- Joined
- Feb 23, 2013
- Location
- East Texas
Just in time for Memorial Day, here are photos of one of the earliest cemeteries set aside expressly for Confederate dead. The above overview shows the Tennessee section with the several narkers and monuments in the background. According to the cemetery map and brochure,
More than 3,000 soldiers, from every Confederate state and Kentucky, now lie in the Marietta Confederate Cemetery. The cemetery was established in September, 1863, when Mrs. Jane Porter Glover donated the quiet corner of her Bushy Park Plantation to accomodate the burial of approximately 20 Confederate soldiers who perished in a train wreck just north of Marietta. A few new graves were added to the cemetery during the next several months, but major expansions did not occur until the war reached nearby Kennesaw Mountain on july 27, 1864.

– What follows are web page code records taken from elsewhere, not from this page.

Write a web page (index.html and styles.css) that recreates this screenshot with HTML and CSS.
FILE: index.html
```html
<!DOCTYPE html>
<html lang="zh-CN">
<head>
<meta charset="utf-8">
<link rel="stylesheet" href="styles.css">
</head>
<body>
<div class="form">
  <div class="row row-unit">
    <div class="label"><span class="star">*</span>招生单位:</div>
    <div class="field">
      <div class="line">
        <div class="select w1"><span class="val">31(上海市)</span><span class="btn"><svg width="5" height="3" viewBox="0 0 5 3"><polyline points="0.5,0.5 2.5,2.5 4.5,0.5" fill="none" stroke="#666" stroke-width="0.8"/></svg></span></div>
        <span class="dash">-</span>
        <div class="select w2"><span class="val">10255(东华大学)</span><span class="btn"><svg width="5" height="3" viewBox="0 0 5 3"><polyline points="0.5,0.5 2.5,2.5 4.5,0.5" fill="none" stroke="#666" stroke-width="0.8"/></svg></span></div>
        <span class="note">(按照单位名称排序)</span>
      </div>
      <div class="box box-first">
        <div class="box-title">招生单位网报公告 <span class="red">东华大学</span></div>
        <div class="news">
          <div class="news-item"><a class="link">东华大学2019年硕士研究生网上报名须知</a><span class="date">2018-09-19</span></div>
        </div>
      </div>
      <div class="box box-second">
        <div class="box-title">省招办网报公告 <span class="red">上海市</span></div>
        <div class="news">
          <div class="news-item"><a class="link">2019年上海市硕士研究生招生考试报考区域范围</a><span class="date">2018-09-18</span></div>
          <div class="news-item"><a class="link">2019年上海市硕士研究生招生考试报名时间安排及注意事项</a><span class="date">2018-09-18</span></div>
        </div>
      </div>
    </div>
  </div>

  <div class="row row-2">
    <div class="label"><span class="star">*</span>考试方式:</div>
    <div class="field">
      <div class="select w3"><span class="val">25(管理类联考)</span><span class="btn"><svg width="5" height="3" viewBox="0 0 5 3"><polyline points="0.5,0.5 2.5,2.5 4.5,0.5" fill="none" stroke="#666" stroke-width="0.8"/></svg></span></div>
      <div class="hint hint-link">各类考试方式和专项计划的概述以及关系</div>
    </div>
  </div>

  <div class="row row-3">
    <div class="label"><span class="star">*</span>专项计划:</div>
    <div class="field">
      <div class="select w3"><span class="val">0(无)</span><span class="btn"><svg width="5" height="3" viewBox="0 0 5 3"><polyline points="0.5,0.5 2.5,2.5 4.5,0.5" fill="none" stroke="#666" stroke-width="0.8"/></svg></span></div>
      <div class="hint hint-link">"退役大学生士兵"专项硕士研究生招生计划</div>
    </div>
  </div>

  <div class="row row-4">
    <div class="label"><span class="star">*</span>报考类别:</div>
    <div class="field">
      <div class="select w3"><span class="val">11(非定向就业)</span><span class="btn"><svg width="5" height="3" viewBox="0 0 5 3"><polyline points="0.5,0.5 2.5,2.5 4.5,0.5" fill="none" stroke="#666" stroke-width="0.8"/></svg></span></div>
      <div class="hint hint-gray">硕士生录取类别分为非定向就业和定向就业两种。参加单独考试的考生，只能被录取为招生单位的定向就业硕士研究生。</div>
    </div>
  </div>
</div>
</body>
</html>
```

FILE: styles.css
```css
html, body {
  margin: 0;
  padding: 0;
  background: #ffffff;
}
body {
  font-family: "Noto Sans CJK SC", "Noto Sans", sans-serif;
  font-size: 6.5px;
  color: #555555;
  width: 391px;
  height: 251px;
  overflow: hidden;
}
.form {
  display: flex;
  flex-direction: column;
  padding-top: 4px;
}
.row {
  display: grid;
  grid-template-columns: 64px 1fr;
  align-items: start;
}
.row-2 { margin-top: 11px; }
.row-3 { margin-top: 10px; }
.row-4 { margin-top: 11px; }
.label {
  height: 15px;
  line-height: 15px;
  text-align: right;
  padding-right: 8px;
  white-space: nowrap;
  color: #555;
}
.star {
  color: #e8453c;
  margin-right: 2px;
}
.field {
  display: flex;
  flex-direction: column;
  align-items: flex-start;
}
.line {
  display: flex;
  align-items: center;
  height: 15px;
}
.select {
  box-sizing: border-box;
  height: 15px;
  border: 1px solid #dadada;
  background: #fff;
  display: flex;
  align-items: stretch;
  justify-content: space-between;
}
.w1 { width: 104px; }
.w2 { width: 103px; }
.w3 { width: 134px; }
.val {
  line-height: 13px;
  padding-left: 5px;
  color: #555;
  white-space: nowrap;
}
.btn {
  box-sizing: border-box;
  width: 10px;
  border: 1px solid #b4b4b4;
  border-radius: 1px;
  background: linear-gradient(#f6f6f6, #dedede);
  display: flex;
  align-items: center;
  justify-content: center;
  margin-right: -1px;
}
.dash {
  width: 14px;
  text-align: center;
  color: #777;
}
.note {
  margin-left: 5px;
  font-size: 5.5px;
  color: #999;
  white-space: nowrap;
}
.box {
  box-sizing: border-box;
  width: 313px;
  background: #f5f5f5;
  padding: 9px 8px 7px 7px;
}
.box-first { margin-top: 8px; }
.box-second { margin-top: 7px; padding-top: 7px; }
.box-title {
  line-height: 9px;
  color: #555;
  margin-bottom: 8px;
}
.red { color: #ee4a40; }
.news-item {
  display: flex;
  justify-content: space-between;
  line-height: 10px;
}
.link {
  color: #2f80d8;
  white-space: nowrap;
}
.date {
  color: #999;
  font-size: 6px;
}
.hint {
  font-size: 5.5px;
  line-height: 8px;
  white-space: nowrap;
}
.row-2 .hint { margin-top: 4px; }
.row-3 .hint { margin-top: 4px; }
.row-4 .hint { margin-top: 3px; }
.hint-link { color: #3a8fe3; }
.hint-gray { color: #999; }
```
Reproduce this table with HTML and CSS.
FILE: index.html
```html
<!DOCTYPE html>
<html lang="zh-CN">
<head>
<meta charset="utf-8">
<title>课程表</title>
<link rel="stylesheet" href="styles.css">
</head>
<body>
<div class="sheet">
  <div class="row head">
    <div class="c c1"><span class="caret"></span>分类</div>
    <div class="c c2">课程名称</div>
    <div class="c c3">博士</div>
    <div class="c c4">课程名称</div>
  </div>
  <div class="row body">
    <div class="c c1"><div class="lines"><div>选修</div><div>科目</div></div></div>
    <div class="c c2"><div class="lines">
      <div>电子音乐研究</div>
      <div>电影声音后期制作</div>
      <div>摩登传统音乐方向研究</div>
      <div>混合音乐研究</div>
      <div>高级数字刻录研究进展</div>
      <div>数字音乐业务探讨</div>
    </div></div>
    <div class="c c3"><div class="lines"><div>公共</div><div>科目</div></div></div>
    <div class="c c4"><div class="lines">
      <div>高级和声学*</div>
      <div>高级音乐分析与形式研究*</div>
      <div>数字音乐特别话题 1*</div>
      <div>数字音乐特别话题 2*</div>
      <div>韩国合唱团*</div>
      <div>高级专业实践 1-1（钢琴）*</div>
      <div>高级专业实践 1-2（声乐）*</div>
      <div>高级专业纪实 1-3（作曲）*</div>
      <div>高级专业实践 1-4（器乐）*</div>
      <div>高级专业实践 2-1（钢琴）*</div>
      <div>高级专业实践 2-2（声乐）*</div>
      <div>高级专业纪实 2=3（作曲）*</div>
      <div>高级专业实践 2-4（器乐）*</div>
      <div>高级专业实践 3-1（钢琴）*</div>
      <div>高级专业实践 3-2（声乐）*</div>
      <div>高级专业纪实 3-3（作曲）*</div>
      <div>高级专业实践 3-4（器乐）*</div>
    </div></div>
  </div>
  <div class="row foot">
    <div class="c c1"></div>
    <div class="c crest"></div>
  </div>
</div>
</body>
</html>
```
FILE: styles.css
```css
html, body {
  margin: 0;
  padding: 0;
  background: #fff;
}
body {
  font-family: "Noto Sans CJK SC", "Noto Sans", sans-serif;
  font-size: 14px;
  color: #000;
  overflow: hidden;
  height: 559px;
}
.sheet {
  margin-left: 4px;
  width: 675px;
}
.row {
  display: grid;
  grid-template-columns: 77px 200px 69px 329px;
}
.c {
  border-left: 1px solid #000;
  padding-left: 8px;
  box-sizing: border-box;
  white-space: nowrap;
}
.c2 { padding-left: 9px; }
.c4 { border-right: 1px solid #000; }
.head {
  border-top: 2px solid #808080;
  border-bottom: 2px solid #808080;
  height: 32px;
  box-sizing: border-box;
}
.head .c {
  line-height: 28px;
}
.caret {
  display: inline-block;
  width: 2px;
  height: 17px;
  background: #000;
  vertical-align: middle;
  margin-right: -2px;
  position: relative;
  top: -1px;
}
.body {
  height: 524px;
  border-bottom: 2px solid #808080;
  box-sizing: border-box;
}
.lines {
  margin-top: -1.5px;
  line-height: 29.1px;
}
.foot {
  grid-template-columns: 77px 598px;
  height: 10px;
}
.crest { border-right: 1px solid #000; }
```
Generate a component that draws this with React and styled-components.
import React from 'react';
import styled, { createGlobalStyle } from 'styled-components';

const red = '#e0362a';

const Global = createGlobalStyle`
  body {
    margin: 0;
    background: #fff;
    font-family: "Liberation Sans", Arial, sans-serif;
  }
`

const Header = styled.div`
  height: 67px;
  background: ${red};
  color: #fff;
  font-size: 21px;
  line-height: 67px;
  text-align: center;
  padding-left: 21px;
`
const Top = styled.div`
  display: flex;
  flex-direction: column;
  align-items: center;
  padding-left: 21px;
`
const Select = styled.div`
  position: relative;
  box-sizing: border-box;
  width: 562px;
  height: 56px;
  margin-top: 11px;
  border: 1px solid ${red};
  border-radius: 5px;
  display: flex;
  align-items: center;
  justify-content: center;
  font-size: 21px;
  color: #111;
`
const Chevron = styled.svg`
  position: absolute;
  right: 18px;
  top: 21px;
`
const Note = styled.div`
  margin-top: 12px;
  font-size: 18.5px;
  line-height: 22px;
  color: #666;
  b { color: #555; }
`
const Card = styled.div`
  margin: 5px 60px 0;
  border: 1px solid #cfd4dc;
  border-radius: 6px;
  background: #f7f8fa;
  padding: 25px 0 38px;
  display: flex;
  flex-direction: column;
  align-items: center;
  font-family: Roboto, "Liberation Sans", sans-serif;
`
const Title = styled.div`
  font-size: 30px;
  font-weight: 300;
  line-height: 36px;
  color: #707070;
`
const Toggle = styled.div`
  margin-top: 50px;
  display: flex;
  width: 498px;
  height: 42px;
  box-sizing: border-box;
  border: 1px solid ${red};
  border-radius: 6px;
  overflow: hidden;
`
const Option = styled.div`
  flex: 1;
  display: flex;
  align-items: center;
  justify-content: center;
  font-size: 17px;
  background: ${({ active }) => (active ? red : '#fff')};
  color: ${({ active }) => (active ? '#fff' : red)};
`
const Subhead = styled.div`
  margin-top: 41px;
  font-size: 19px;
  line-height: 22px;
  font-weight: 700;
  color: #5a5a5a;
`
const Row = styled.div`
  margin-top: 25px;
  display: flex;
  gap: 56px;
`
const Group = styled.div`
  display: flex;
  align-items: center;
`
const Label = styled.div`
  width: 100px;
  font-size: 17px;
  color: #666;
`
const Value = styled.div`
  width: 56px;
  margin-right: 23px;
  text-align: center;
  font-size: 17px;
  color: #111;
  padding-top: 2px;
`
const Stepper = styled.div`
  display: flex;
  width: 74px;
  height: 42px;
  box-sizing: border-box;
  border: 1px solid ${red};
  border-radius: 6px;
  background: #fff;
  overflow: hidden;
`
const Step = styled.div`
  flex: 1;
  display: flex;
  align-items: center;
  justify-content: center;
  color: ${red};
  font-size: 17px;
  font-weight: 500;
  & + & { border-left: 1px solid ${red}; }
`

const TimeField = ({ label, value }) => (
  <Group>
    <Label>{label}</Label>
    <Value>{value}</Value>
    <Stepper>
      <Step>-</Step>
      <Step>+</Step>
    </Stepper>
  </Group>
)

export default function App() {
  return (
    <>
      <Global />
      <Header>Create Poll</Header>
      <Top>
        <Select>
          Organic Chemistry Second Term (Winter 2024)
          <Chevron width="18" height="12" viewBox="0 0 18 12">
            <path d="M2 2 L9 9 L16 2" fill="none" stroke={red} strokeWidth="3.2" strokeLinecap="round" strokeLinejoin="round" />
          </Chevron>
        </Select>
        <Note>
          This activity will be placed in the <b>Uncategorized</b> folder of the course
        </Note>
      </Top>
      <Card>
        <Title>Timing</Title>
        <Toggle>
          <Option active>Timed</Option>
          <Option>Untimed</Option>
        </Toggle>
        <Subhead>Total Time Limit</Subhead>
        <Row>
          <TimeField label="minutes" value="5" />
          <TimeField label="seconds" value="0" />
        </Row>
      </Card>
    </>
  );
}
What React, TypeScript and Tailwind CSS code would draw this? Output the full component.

The greatest expansion of the cemetery took place when the guns at last fell silent. In 1866, the Georgia Legislature appropriated $3,500 to collect the remains of Confederate soldiers who fell elsewhere in Georgia and return them to Marietta for reburial. The recovery effort was spearheaded by Catherine Winn of the Ladies' Aid Society and Mary Green of the Georgia Memorial Association, who organized groups of women to search for soldiers who were killed on the battlefields at Ringgold, Chickamauga, Kennesaw Mountain, Kolb Farm, and the points north of the Chattahoochie River. These dedicated women helped bring the remains of hundreds of Confederate soldiers to rest with their comrades in Marietta...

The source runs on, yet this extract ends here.